Now that I am a mom though, I see it. I feel it. This is an insane job. How am I supposed to make all of these decisions, with no training, no manual, no way to know what is “right” for this human being I am 100% responsible for and is 100% unique to this world?

God does not make duplicate humans. I have a one-of-a-kind baby that needs one-of-a-kind attention and care. On top of that, I am an individual with different beliefs and passions and ways of living then any other human. So how could I possibly agree with even one other mom 100%?

And then there is the pressure. I struggle with it daily. The constant ringing of  “Am I doing this right?” in my ears, causing me to panic and check my baby for any possible problems.

And here is the kicker: I CANNOT know if I am doing it right!

But THAT is the reality of parenting. Every day. With seemingly every decision.

And there is no way to know if the way you feed your child, the way you clothe them, the way you teach them, get them to sleep, poop, and eat is actually the “best” for them. You can research all you want. You can ask others’ opinions. You can pray. But in the end, you have to take all of that information and make your own decisions, decisions that directly impact another’s life. Yikes!

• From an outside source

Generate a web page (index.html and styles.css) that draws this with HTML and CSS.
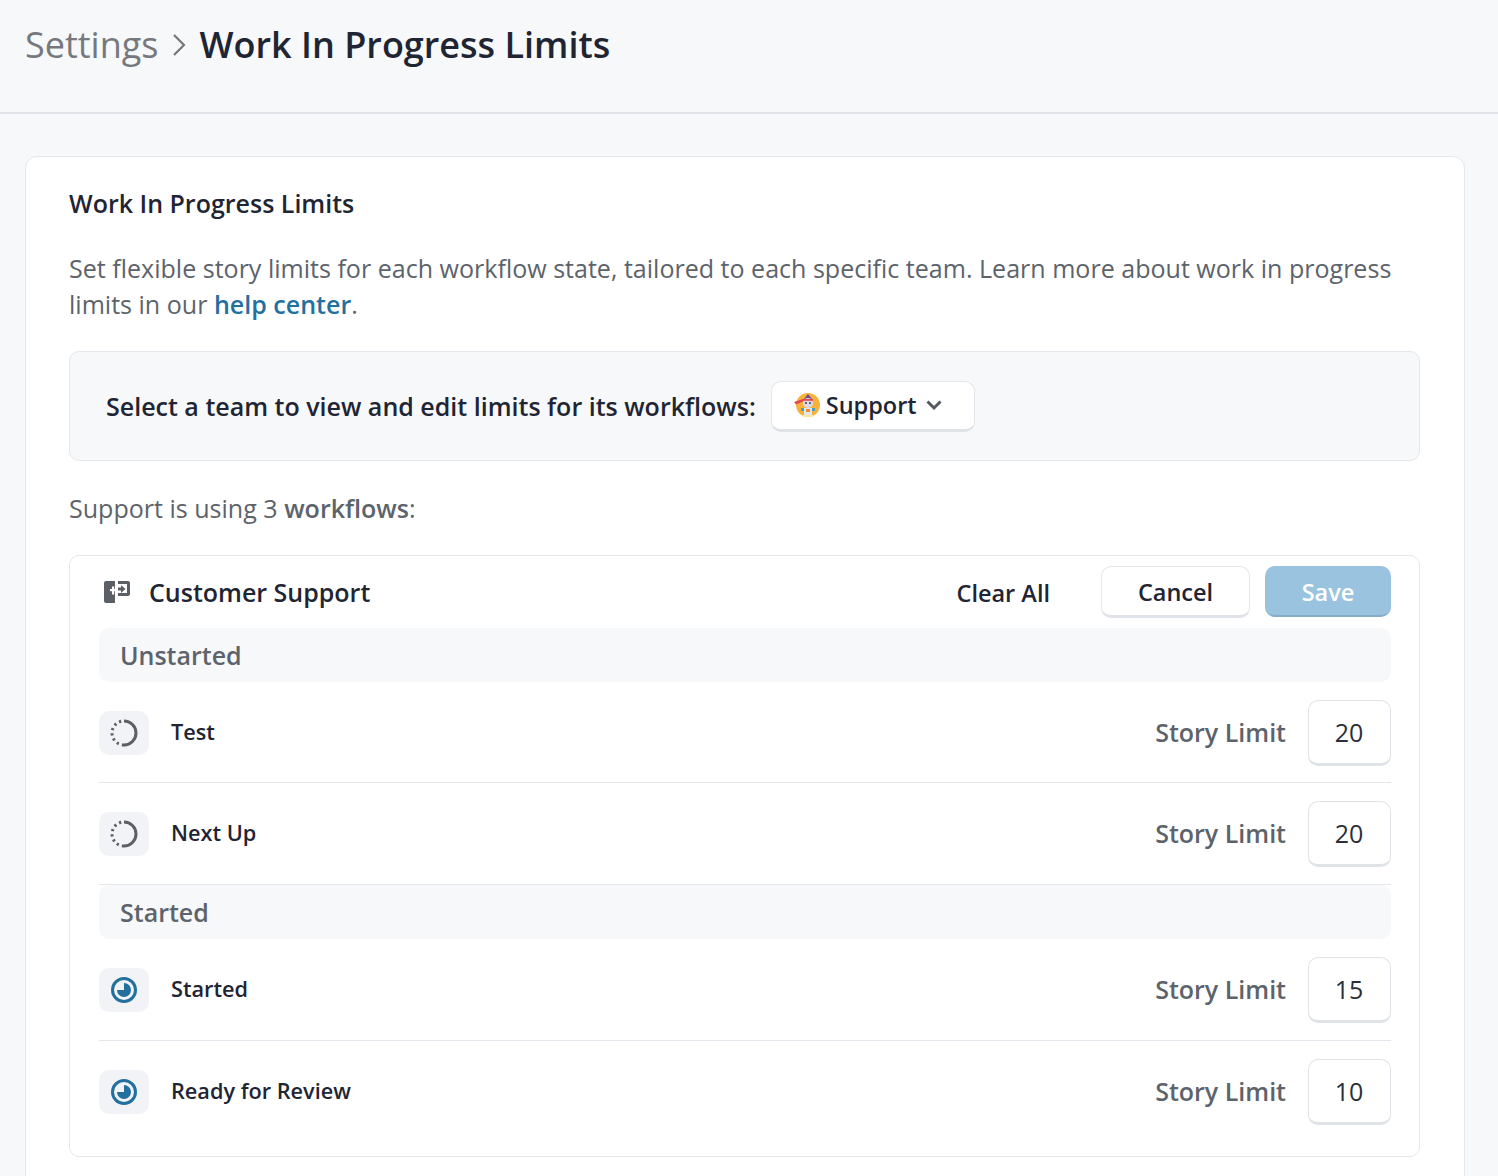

I don’t like this. I like perfection. I like to know I am doing exactly the right thing. But that is impossible in parenting. I have to make my own choices, and so does every other mom and dad. Of course I want my choice to be right. I want to feel good about it.

I think this is where moms tend to debate and disagree, instead of discussing. We want so badly to be validated, want someone to tell us we are making the right choices, want to ease our fear and our insecurity. So if we point out how we think others are wrong, maybe that helps us feel more secure, right? If we put someone else down, criticize them for their choice, it affirms we are better moms and making better decisions.

But this isn’t true at all; it just causes hurt, pain, and more insecurity. It may make us feel better for a moment, but in the long run it closes off our hearts to learn and grow from people different from ourselves. It adds to the pressure of needing to be “right”, taking our focus off of simply loving our kids. The reality is we all love our children desperately and want the best for them.

I want to remember as I start this journey into parenthood not to judge. I want to make room for discussion. To dialogue instead of fearing differences. To encourage instead of divide.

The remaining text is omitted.